Setting a Place Online

If Lenox Collections is powered by solid marketing plans, strong sales and continuous growth, then the Internet unit adds a small but potent amount of rocket fuel.

Between May and September of this year sales were up 7% over 2000 for Lenox Collections, the direct division of Lenox Inc., says the division’s president Martha Curran. Internet sales, meanwhile, were an astounding 132% higher than the previous May-September period. Online sales represent 5% of the direct business; last year they accounted for only 3%.

Lenox Collections markets glass figurines, gifts and home décor items. It is renowned for its themed collectibles, such as its lighthouse assortment, which ranges from Christmas decorations to salt and pepper shakers to thimbles, all shaped as those beacons of the sea.

Reacting to the strong growth, Lenox Collections has increased its advertising expenditures by 6% this year over last, sending out 10% to 20% more print direct mail. But the Internet sector has helped keep those dollars efficient.

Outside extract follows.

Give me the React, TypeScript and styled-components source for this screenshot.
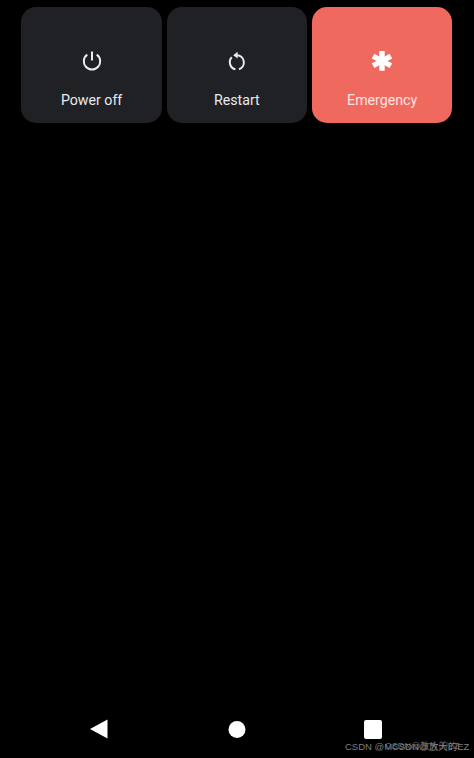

“Expenditures are very low on the Internet,” says Ken Bausch, assistant vice president of Internet business. “Our customers are coming as a result of the millions we’re spending everywhere else.” The Web site address (www.lenoxcollections.com) is on the pages of the millions of catalogs mailed annually; it’s also printed on invoices and included in DR space ads in national magazines. That integration is key to the online unit’s success.

A site redesign unveiled in September features the Catalog Quick Buy, which makes available all 2,000 products the division carries. “We can sell every single active [stock-keeping unit],” Bausch enthuses. “Our best sellers [in the direct division] are still our best sellers [online], but we get more sales in the less active SKUs now through the Internet. This has definitely helped sales overall.”

With Quick Buy, visitors can browse the paper catalog and order online by keying in the catalog SKU number. The selection is ordered automatically, so customers don’t have to search. If the product is no longer featured in the paper catalog, customers can search for it on the Web site. What if site users decide as they’re checking out that they want a bit more information on a product? They can click on the shopping cart and view a photo and description.

“Our conversion rate more than doubled for the month of September since the redesign,” Bausch says.

The DR ads with coupons drive the majority of the customers to the direct division, and many of those visit the Web site first.

And 60% of buyers at the Web site are new. They find Lenoxcollections.com by typing in the company name on an Internet search engine. “There’s very high awareness of the Lenox brand name — it’s 89% in market research studies,” Curran notes. E-mail prospecting, on the other hand, has brought poor results, so it has been abandoned.

While the usual Lenox Collections customer is female, 40-plus, with a high school education and a midrange income, these new Web customers are younger, more affluent and typically male. Also, they’re probably more likely to be shopping for a gift, rather than adding to their angel collection.

Customers who buy first on the Web site receive paper catalogs and direct mail, in addition to e-mail promotions. They may pick and choose what they wish to keep getting, or opt out of nothing.

E-mail promotions usually go out monthly but increase to weekly in November and December. While the offline customer file is segmented to target promotions to groups as small as 500 or as many as 5,000 customers, the online customers are not segmented at all. Nor is there an online VIP Gold Member group, which comprises the top 20% of customers, as there is offline. That’s because the online buyers are just too new and their purchase history is too recent, Bausch says.

The Web site employees work side by side with the other direct employees in Langhorne, PA, and fulfillment and customer service are integrated. The channel a customer orders from initiates that individual’s purchase history and helps to target future promotions to new buyers.

Thanks to these efforts, the e-mail customer file has grown 53% from May to September. The e-mail list is not on the market. There are, however, 1.28 million customer names in the postal file. More than 200,000 of them bought something in the last three months, and more than 800,000 purchased in the last year.

So far, Web buyers are turning out to be as loyal as catalog customers. “The e-commerce customers are good customers,” Curran says. “They buy from other promotions and they come back.”